-- Start of THE INPUT --

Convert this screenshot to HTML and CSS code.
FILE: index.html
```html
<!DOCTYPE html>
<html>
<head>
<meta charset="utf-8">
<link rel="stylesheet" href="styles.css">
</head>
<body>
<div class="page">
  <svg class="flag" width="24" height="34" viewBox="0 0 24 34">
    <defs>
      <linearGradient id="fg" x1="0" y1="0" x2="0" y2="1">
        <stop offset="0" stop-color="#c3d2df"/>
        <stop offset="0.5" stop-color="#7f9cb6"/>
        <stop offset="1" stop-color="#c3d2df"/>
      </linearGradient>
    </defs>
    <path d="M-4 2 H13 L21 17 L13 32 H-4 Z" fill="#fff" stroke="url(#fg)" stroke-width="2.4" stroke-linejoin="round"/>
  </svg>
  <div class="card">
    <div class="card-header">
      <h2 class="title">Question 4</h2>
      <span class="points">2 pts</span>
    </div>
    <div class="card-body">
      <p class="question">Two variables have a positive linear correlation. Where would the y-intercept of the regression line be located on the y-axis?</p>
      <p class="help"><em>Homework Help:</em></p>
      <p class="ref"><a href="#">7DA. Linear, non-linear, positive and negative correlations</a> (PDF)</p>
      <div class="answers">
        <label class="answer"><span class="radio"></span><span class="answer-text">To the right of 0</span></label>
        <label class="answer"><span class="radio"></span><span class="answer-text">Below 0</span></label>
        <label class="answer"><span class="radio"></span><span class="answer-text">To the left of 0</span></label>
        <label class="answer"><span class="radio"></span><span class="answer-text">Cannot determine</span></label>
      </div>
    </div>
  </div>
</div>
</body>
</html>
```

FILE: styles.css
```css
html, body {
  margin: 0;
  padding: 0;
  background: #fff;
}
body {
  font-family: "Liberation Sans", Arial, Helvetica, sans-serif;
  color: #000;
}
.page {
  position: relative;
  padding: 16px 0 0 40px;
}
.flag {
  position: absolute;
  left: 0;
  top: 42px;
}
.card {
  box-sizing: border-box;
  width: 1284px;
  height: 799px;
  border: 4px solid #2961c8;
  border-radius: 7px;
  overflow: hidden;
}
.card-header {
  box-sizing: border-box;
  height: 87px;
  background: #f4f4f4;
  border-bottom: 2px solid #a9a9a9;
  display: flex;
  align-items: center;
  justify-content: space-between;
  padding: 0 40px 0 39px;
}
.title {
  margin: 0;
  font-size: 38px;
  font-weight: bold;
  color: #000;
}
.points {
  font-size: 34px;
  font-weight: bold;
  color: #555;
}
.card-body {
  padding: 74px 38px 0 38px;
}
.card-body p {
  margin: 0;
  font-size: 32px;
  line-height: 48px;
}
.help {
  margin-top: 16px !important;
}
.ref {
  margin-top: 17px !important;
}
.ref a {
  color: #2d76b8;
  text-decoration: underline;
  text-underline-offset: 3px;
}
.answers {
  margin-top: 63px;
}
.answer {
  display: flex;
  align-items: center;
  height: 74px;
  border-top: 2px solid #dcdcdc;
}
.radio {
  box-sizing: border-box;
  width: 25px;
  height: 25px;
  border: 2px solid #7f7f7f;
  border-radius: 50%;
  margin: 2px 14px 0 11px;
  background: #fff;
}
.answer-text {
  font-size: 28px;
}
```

-- End of THE INPUT --
-- Start of THE INPUT --

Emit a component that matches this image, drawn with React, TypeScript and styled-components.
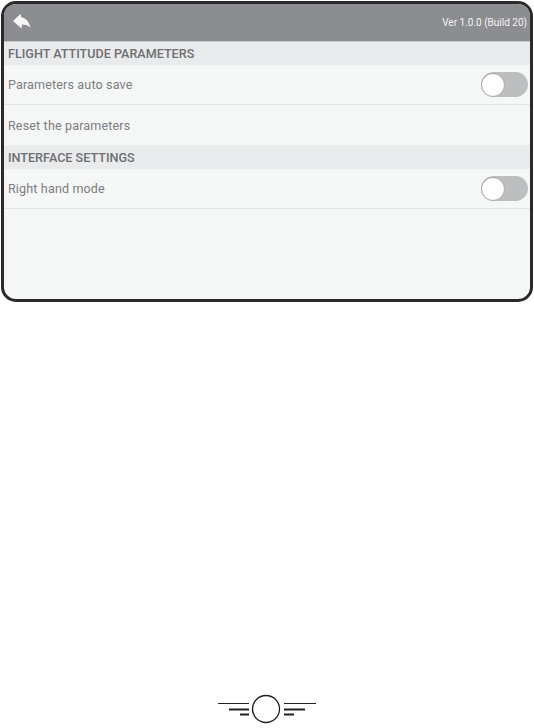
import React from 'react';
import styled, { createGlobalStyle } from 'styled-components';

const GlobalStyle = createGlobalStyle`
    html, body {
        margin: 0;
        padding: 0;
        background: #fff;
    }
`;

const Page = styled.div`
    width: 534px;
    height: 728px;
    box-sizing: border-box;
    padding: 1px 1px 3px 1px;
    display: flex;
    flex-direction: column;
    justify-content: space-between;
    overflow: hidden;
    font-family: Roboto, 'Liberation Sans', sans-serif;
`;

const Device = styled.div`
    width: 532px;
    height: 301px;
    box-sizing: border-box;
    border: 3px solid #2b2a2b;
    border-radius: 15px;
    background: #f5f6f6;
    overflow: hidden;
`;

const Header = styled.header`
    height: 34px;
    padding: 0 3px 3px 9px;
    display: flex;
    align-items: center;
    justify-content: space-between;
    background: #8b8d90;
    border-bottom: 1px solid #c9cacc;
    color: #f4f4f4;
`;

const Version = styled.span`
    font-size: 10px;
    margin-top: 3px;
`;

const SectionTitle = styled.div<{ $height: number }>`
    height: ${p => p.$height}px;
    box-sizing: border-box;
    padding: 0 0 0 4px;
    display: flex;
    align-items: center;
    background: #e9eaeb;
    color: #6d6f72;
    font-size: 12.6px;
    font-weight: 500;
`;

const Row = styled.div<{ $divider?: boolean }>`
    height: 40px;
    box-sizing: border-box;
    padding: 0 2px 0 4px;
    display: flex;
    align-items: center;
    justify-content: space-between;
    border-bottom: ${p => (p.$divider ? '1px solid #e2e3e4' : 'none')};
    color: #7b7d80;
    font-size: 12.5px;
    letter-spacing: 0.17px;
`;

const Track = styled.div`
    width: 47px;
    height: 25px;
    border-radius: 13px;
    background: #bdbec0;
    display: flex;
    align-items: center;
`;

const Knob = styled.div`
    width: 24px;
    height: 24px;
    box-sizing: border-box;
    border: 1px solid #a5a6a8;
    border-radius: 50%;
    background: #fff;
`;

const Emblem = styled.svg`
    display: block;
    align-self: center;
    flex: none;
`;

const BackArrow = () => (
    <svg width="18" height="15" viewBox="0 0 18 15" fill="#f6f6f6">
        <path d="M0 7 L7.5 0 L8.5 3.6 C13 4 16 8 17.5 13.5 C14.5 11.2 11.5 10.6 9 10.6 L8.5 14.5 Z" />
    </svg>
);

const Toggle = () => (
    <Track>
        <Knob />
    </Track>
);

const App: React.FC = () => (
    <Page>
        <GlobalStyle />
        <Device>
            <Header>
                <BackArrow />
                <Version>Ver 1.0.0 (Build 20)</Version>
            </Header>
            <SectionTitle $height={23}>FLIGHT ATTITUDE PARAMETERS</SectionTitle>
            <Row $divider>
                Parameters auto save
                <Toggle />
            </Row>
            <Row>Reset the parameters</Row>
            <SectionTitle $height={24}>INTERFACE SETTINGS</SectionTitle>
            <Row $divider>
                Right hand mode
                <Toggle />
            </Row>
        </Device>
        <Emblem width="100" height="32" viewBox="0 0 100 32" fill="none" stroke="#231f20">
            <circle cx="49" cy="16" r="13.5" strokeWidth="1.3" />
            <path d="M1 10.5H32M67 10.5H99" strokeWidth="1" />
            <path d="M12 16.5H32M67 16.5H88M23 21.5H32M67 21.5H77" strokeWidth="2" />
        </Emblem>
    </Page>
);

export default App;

-- End of THE INPUT --

=== DIRECTIVE ===
List the lines of the material in which the word "components" occurs.

=== TASK SOLUTION ===
Emit a component that matches this image, drawn with React, TypeScript and styled-components.
import styled, { createGlobalStyle } from 'styled-components';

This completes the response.